I'm gonna try and post my day-by-day thing on here! I'm gonna try and keep it going until the end of the year or more! (I hope anyway!).
Please read 'em. They're fun to read...hehheh.
Friday-March the 7th:

Wake up at quarter past 8. Still wheezing deeply, no good. Say good-bye to mum as she heads out for work. Say good-bye to dad as he goes to work as well. My 6th day of being sick, how fun! Not.
Say hello to my dog Tommy and the chooks. Pat my guinea pig, Gabby and have a chat to her. 
My sister's watching last night's LOST, which I had already seen, but watched it with her anyway. Before I did that I had to take my "Special" puffer for my infection.  . 
After LOST finishes go to kitchen, take my tablet, eat chocolate hot cross buns for breakki. Mmm, with chocolate chips and melted butter. (that's why they're called CHOCOLATE, because they are PACKED with choc chips, mmmm  !).
Go on the computer while eating, play on Howrse, PM friends, go on this forum, muck around. 
Better get ready. I get dressed, brush teeth etc. Opps! I had a shower first. Blow dry hair with my NEW (kinda, got it for my birthday November last year.) pink hair dryer. Don't bother to put it back. 
Go back on computer, my sister's friend comes over. We watch Monday's ep of Supernatural (again!). Was gonna read Girlfriend! but couldn't concentrate, the show and Dean are to hot to resist. Went back on computer, eat lollies. Had my pill and lunch. Did more work on my entery for the Girlfriend office works competition. Went on computer. Watched Surf's up. Had pill, then afternoon tea. Went and watched the Geelong Cats practice match against the (no-goo-will-never-win-a-game-this-year-ever!) tigers.
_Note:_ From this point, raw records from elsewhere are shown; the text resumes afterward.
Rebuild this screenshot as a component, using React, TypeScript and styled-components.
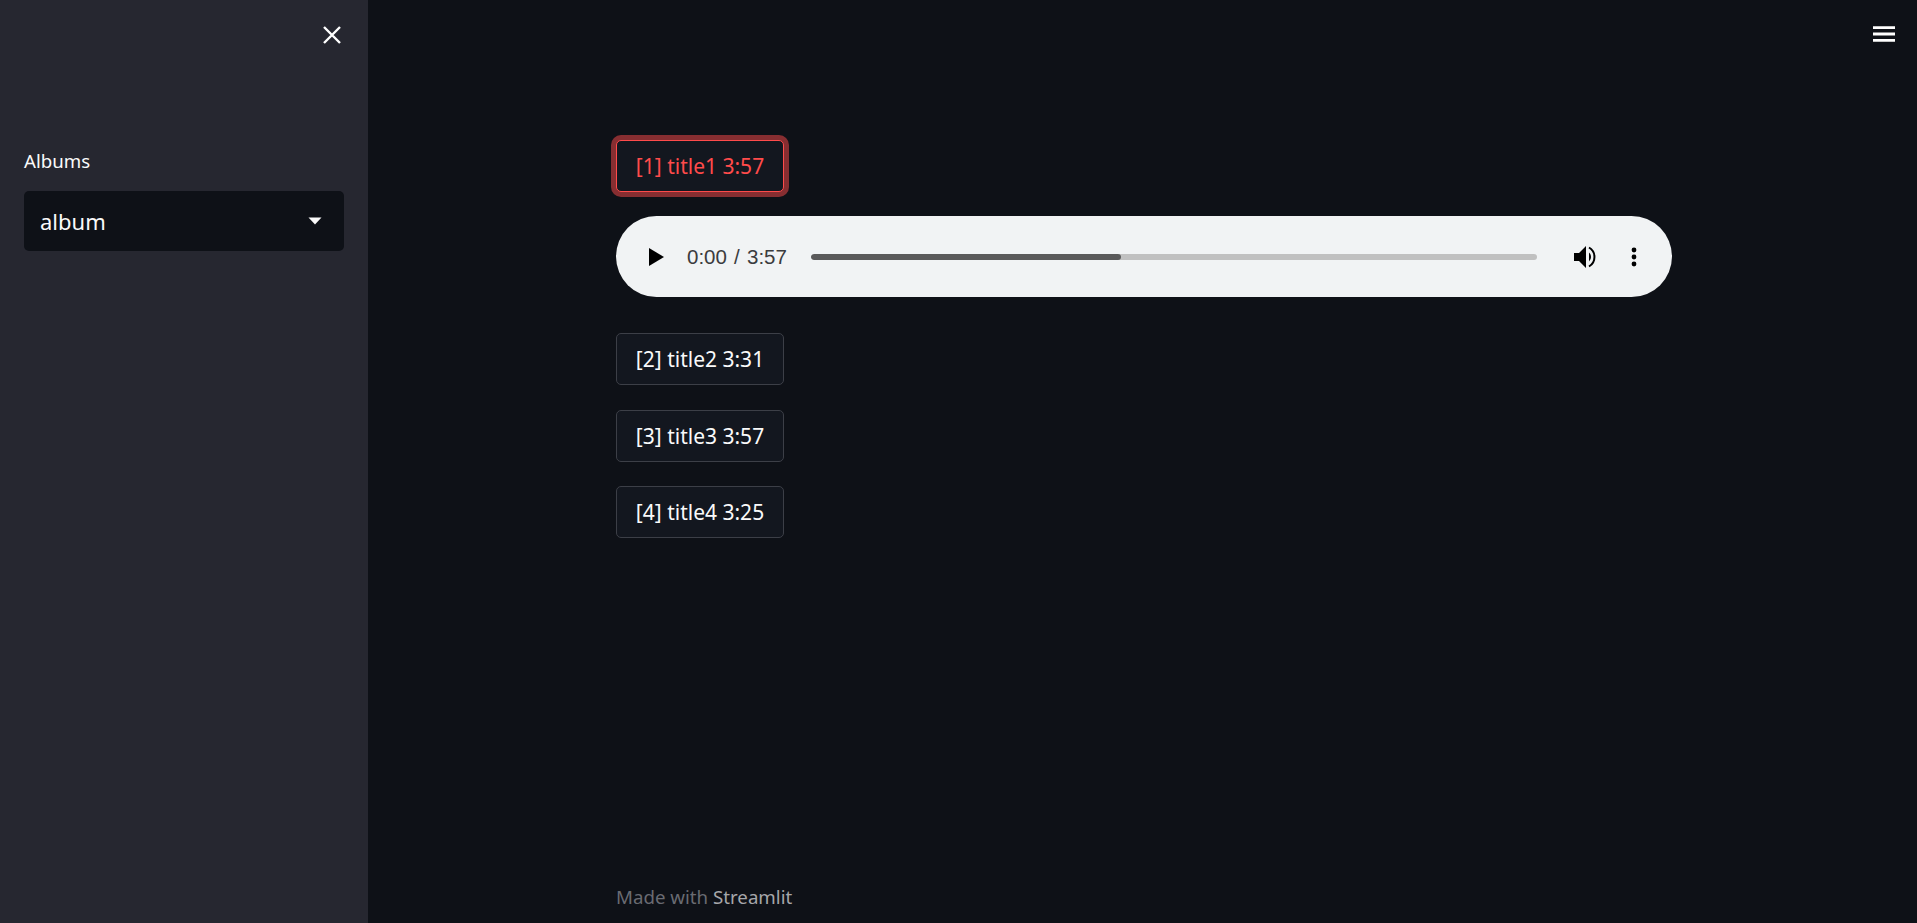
import React from 'react';
import styled, {createGlobalStyle} from 'styled-components';

const GlobalStyle = createGlobalStyle`
  html, body {
    margin: 0;
    height: 100%;
    background: #0e1117;
  }
  #root {
    height: 100%;
  }
`;

const tracks = [
  {id: 1, title: 'title1', time: '3:57', active: true},
  {id: 2, title: 'title2', time: '3:31', active: false},
  {id: 3, title: 'title3', time: '3:57', active: false},
  {id: 4, title: 'title4', time: '3:25', active: false},
];

const Page = styled.div`
  display: flex;
  height: 100vh;
  overflow: hidden;
  font-family: "Noto Sans", "Liberation Sans", sans-serif;
  color: #fafafa;
`;

const Sidebar = styled.aside`
  width: 368px;
  flex: none;
  box-sizing: border-box;
  background: #262730;
  padding: 24px;
  display: flex;
  flex-direction: column;
`;

const CloseRow = styled.div`
  display: flex;
  justify-content: flex-end;
  height: 22px;
`;

const IconBtn = styled.button`
  background: none;
  border: 0;
  padding: 0;
  color: #fff;
  display: block;
  line-height: 0;
`;

const Label = styled.label`
  margin-top: 103px;
  font-size: 18.7px;
  line-height: 24px;
  color: #fafafa;
`;

const Select = styled.div`
  margin-top: 18px;
  height: 60px;
  box-sizing: border-box;
  background: #0e1117;
  border-radius: 5px;
  display: flex;
  align-items: center;
  justify-content: space-between;
  padding: 0 22px 0 16px;
  font-size: 22px;
`;

const Main = styled.main`
  flex: 1;
  position: relative;
  display: flex;
  flex-direction: column;
  padding: 139.5px 245px 0 248px;
`;

const MenuBtn = styled(IconBtn)`
  position: absolute;
  top: 24px;
  right: 22px;
`;

const TrackList = styled.div`
  display: flex;
  flex-direction: column;
  align-items: flex-start;
`;

const TrackBtn = styled.button<{$active?: boolean}>`
  box-sizing: border-box;
  width: 168px;
  height: 52px;
  margin-bottom: 24.5px;
  padding: 0;
  background: #13171f;
  border: 1.5px solid ${p => (p.$active ? '#ff4b4b' : '#3c3f47')};
  border-radius: 5px;
  color: ${p => (p.$active ? '#ff4b4b' : '#fafafa')};
  font-family: inherit;
  font-size: 21px;
  box-shadow: ${p => (p.$active ? '0 0 0 5px rgba(255, 75, 75, 0.5)' : 'none')};
`;

const Player = styled.div`
  height: 81px;
  margin-bottom: 36px;
  width: 100%;
  box-sizing: border-box;
  background: #f1f3f4;
  border-radius: 41px;
  display: flex;
  align-items: center;
  padding: 0 35px 0 33px;
  color: #000;
`;

const Time = styled.span`
  margin-left: 23px;
  font-family: "Liberation Sans", Arial, sans-serif;
  font-size: 20.5px;
  word-spacing: 1.5px;
  color: #3b3c3e;
  white-space: nowrap;
`;

const Track = styled.div`
  flex: 1;
  height: 6px;
  margin: 0 37px 0 24px;
  border-radius: 3px;
  background: #c0c0c0;
  overflow: hidden;
`;

const Played = styled.div`
  height: 100%;
  background: #5a5a5a;
  border-radius: 3px;
`;

const Dots = styled.svg`
  margin-left: 33px;
`;

const Footer = styled.footer`
  margin-top: auto;
  height: 51px;
  font-size: 18.7px;
  line-height: 50px;
  color: #696b72;
`;

const FooterBrand = styled.span`
  color: #a6a7aa;
`;

export default function App() {
  return (
    <Page>
      <GlobalStyle />
      <Sidebar>
        <CloseRow>
          <IconBtn aria-label="Close sidebar">
            <svg width="18" height="18" viewBox="0 0 18 18" style={{marginRight: 3}}>
              <path d="M1 1l16 16M17 1L1 17" stroke="currentColor" strokeWidth="2.4" fill="none" />
            </svg>
          </IconBtn>
        </CloseRow>
        <Label>Albums</Label>
        <Select>
          album
          <svg width="14" height="8" viewBox="0 0 14 8">
            <path d="M0.5 0.5h13L7 7.5z" fill="#fafafa" />
          </svg>
        </Select>
      </Sidebar>
      <Main>
        <MenuBtn aria-label="Menu">
          <svg width="22" height="20" viewBox="0 0 22 20">
            <path d="M0 2.200h22v2.800H0zM0 8.600h22v2.800H0zM0 15h22v2.800H0z" fill="currentColor" />
          </svg>
        </MenuBtn>
        <TrackList>
          {tracks.map(t => (
            <React.Fragment key={t.id}>
              <TrackBtn $active={t.active}>[{t.id}] {t.title} {t.time}</TrackBtn>
              {t.active && (
                <Player>
                  <svg width="15" height="18" viewBox="0 0 15 18">
                    <path d="M0 0l15 9-15 9z" fill="#000" />
                  </svg>
                  <Time>0:00 / 3:57</Time>
                  <Track>
                    <Played style={{width: `${(310 / 726) * 100}%`}} />
                  </Track>
                  <svg width="24" height="24" viewBox="0 0 24 24">
                    <path d="M0 8v8h5l7 7V1L5 8z" fill="#000" />
                    <path d="M15 7.500a6 6 0 0 1 0 9z" fill="#000" />
                    <path d="M15 2.500a11 11 0 0 1 0 19" stroke="#000" strokeWidth="2" fill="none" />
                  </svg>
                  <Dots width="6" height="20" viewBox="0 0 6 20">
                    <circle cx="3" cy="3" r="2.400" />
                    <circle cx="3" cy="10" r="2.400" />
                    <circle cx="3" cy="17" r="2.400" />
                  </Dots>
                </Player>
              )}
            </React.Fragment>
          ))}
        </TrackList>
        <Footer>Made with <FooterBrand>Streamlit</FooterBrand></Footer>
      </Main>
    </Page>
  );
}
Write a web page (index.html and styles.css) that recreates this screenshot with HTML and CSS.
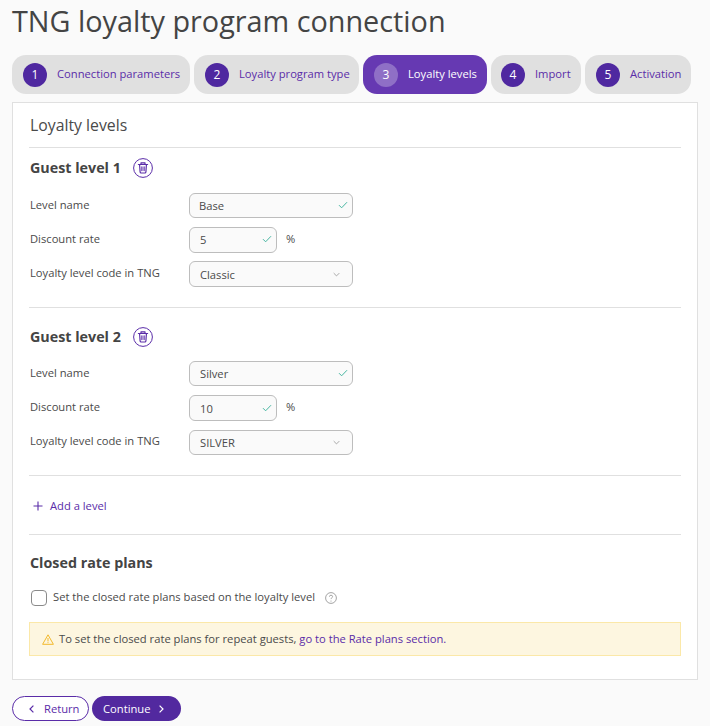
FILE: index.html
```html
<!DOCTYPE html>
<html lang="en">
<head>
<meta charset="utf-8">
<title>TNG loyalty program connection</title>
<link rel="stylesheet" href="styles.css">
</head>
<body>
<svg class="defs" width="0" height="0" aria-hidden="true">
  <symbol id="trash" viewBox="0 0 20 20"><circle cx="10" cy="10" r="9.4" fill="none" stroke="currentColor" stroke-width="1"/><path d="M5.4 6.5h9.2M8 6.3V4.8h4v1.5M6.6 6.7l.5 7.3q.1 1 1 1h3.8q.9 0 1-1l.5-7.3M8.9 8.8v3.8M11.1 8.8v3.8" fill="none" stroke="currentColor" stroke-width="1.2" stroke-linecap="round" stroke-linejoin="round"/></symbol>
  <symbol id="check" viewBox="0 0 12 10"><path d="M1 5.2l3.3 3.3L11 1.5" fill="none" stroke="currentColor" stroke-width="1.2"/></symbol>
  <symbol id="chev" viewBox="0 0 10 6"><path d="M1 1l4 4 4-4" fill="none" stroke="currentColor" stroke-width="1.2"/></symbol>
</svg>

<h1 class="title">TNG loyalty program connection</h1>

<nav class="steps">
  <a class="step s1"><span class="num">1</span><span class="step-text">Connection parameters</span></a>
  <a class="step s2"><span class="num">2</span><span class="step-text">Loyalty program type</span></a>
  <a class="step s3 active"><span class="num">3</span><span class="step-text">Loyalty levels</span></a>
  <a class="step s4"><span class="num">4</span><span class="step-text">Import</span></a>
  <a class="step s5"><span class="num">5</span><span class="step-text">Activation</span></a>
</nav>

<main class="panel">
  <h2 class="panel-title">Loyalty levels</h2>

  <section class="level">
    <h3 class="level-title">Guest level 1 <svg class="trash"><use href="#trash"/></svg></h3>
    <div class="fields">
      <label class="label">Level name</label>
      <div class="input wide name"><span>Base</span><svg class="check"><use href="#check"/></svg></div>
      <label class="label">Discount rate</label>
      <div class="rate"><div class="input narrow"><span>5</span><svg class="check"><use href="#check"/></svg></div><span class="pct">%</span></div>
      <label class="label">Loyalty level code in TNG</label>
      <div class="input wide select"><span>Classic</span><svg class="chev"><use href="#chev"/></svg></div>
    </div>
  </section>

  <section class="level second">
    <h3 class="level-title">Guest level 2 <svg class="trash"><use href="#trash"/></svg></h3>
    <div class="fields">
      <label class="label">Level name</label>
      <div class="input wide name"><span>Silver</span><svg class="check"><use href="#check"/></svg></div>
      <label class="label">Discount rate</label>
      <div class="rate"><div class="input narrow"><span>10</span><svg class="check"><use href="#check"/></svg></div><span class="pct">%</span></div>
      <label class="label">Loyalty level code in TNG</label>
      <div class="input wide select"><span>SILVER</span><svg class="chev"><use href="#chev"/></svg></div>
    </div>
  </section>

  <div class="add">
    <a class="add-link"><svg class="plus" viewBox="0 0 10 10"><path d="M5 .5v9M.5 5h9" fill="none" stroke="currentColor" stroke-width="1.1"/></svg>Add a level</a>
  </div>

  <section class="closed">
    <h3 class="closed-title">Closed rate plans</h3>
    <div class="check-row">
      <span class="box"></span>
      <span class="check-text">Set the closed rate plans based on the loyalty level</span>
      <svg class="help" viewBox="0 0 12 12"><circle cx="6" cy="6" r="5.4" fill="none" stroke="currentColor" stroke-width=".9"/><path d="M4.4 4.7q.1-1.5 1.6-1.5t1.6 1.4q0 .8-.9 1.3-.7.4-.7 1.2" fill="none" stroke="currentColor" stroke-width=".9"/><circle cx="6" cy="9" r=".6" fill="currentColor"/></svg>
    </div>
    <div class="alert">
      <svg class="warn" viewBox="0 0 12 11"><path d="M6 .8L11.4 10.3H.6z" fill="none" stroke="currentColor" stroke-width="1" stroke-linejoin="round"/><path d="M6 4v3.4M6 8.2v.9" fill="none" stroke="currentColor" stroke-width="1"/></svg>
      <span>To set the closed rate plans for repeat guests, <a class="link">go to the Rate plans section.</a></span>
    </div>
  </section>
</main>

<footer class="actions">
  <a class="btn ghost"><svg class="arrow" viewBox="0 0 5 8"><path d="M4.4.6L1 4l3.4 3.4" fill="none" stroke="currentColor" stroke-width="1.2"/></svg>Return</a>
  <a class="btn solid">Continue<svg class="arrow" viewBox="0 0 5 8"><path d="M.6.6L4 4 .6 7.4" fill="none" stroke="currentColor" stroke-width="1.2"/></svg></a>
</footer>
</body>
</html>
```

FILE: styles.css
```css
* { box-sizing: border-box; }
html, body { margin: 0; }
body {
  width: 710px;
  height: 726px;
  padding: 0 12px;
  overflow: hidden;
  background: #fafafa;
  color: #4a4a4a;
  font: 11.2px/16px "Open Sans", "Noto Sans", sans-serif;
}
.defs { position: absolute; }
.title {
  margin: 0;
  padding-top: 2px;
  height: 55px;
  font-size: 28.8px;
  line-height: 38px;
  font-weight: 400;
  color: #444;
}
.steps { display: flex; gap: 4px; height: 39px; }
.step {
  display: flex;
  align-items: center;
  height: 39px;
  padding-left: 11px;
  border-radius: 14px;
  background: #e0e0e0;
  color: #5a2ca8;
  white-space: nowrap;
}
.step-text { margin-bottom: 1px; }
.s1 { width: 178px; }
.s2 { width: 165px; }
.s3 { width: 124px; }
.s4 { width: 90px; padding-left: 10px; }
.s5 { width: 106px; }
.step.active { background: #6639b2; color: #fff; }
.num {
  display: flex;
  align-items: center;
  justify-content: center;
  width: 24px;
  height: 24px;
  margin-right: 10px;
  border-radius: 50%;
  background: #4f28a0;
  color: #fff;
  font-size: 12px;
}
.active .num { background: #8f6fc6; }
.panel {
  height: 578px;
  margin-top: 8px;
  padding: 0 16px;
  background: #fff;
  border: 1px solid #e0e0e0;
}
.panel-title {
  margin: 0;
  height: 45px;
  padding: 11px 0 0 1px;
  font-size: 15.8px;
  line-height: 22px;
  font-weight: 400;
  color: #4a4a4a;
  border-bottom: 1px solid #e0e0e0;
}
.level { height: 160px; padding: 10px 0 0 1px; border-bottom: 1px solid #e0e0e0; }
.level.second { height: 168px; padding-top: 19px; }
.level-title, .closed-title {
  display: flex;
  align-items: center;
  margin: 0;
  font-size: 14.3px;
  line-height: 20px;
  font-weight: 700;
  color: #444;
}
.trash { width: 20px; height: 20px; margin-left: 12px; color: #5a2ca8; }
.fields {
  display: grid;
  grid-template-columns: 159px 1fr;
  grid-auto-rows: 25.4px;
  row-gap: 8.8px;
  align-items: center;
  margin-top: 15px;
}
.second .fields { row-gap: 9px; margin-top: 14px; }
.label { padding-bottom: 2px; }
.input {
  display: flex;
  align-items: center;
  justify-content: space-between;
  height: 25.4px;
  padding: 0 4px 0 10px;
  background: #fafafa;
  border: 1px solid #bdbdbd;
  border-radius: 6px;
}
.wide { width: 164px; }
.narrow { width: 88px; }
.name { padding-left: 9px; }
.second .name { padding-left: 10px; padding-top: 1px; }
.select { padding-right: 9px; padding-top: 2px; }
.second .narrow { padding-top: 1px; }
.check { width: 10px; height: 8px; margin-bottom: 2px; color: #3fb39d; }
.chev { width: 7px; height: 5px; margin: 0 3px 2px 0; color: #9a9a9a; }
.rate { display: flex; align-items: center; }
.pct { margin-left: 9px; padding-bottom: 2px; }
.add { height: 59px; padding: 22px 0 0 4px; border-bottom: 1px solid #e0e0e0; }
.add-link { display: flex; align-items: center; color: #5a2ca8; }
.plus { width: 10px; height: 10px; margin-right: 7px; }
.closed { padding-top: 18px; }
.closed-title { padding-left: 1px; }
.check-row { display: flex; align-items: center; margin: 16px 0 0 2px; height: 18px; }
.check-text { padding-bottom: 2px; }
.box {
  width: 16px;
  height: 16px;
  margin-right: 6px;
  border: 1px solid #8a8a8a;
  border-radius: 4px;
  background: #fff;
}
.help { width: 12px; height: 12px; margin-left: 10px; color: #9a9a9a; }
.alert {
  display: flex;
  align-items: center;
  height: 34px;
  margin-top: 15px;
  padding: 0 12px;
  background: #fdf6e0;
  border: 1px solid #fbe8a8;
}
.warn { width: 12px; height: 11px; margin-right: 5px; color: #f2b92c; }
.link { color: #5a2ca8; }
.actions { display: flex; gap: 3px; margin-top: 16px; }
.btn {
  display: flex;
  align-items: center;
  height: 25px;
  border-radius: 13px;
}
.btn.ghost { width: 77px; padding-left: 16px; background: #fff; color: #5a2ca8; border: 1px solid #5a2ca8; }
.btn.ghost .arrow { margin-right: 10px; }
.btn.solid { width: 89px; padding-left: 11px; background: #52299f; color: #fff; }
.btn.solid .arrow { margin-left: 9px; }
.arrow { width: 5px; height: 8px; }
```
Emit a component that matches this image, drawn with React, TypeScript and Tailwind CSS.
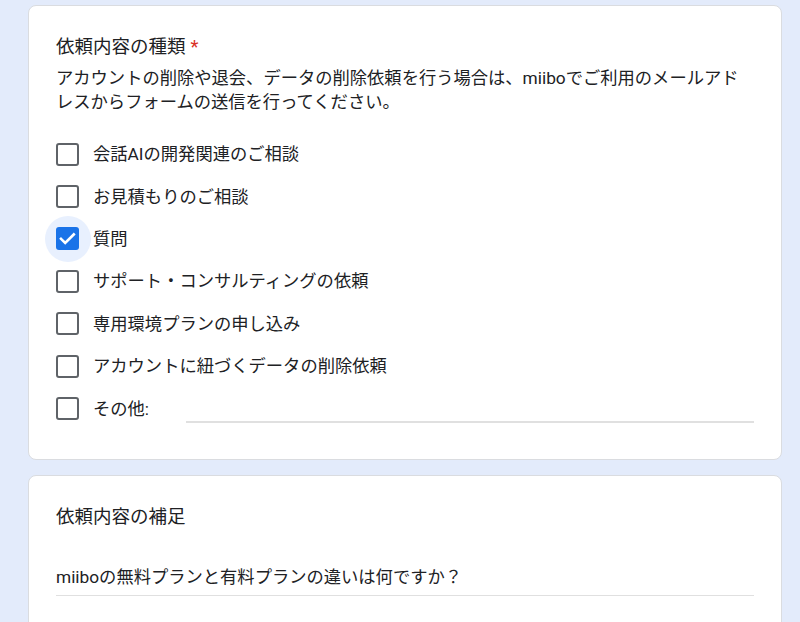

We won, of course, no doubt, we are the premiership team for goodness sake. Of course we won! :lol: 
Went home, my sister took more then 250 pics in 3 quarters! Pfft. We seriously need to think about getting her those crazy pills..... :lol: .
Have my tablet (I have to have four a day  ). Have tea. Watch the Young and The Restless. Watch Love Actually (apart from the rude bits! :shock: :shock: :shock: !!!). :lol: :lol: :lol: .
Go to bed at 10-10:20pm.
Don't get to sleep until after 11pm.





SO, you like or not?


----------



## Rachluvshorses4eva (Apr 11, 2007)

Sorry Guys! I'll Start again.

Today:

School, School and school! 3 Boys asked me out, no thank you. I go to school to learn and hang out with mates, not kiss and tell. Get home, clean and do me chores, nana and pa are coming over before we go to Warmabool for Easter,


----------



## my2geldings (Feb 18, 2008)

Don't get me wrong but it looks like there is a gap of a week between your first post and the last one you posted in this thread :wink:


----------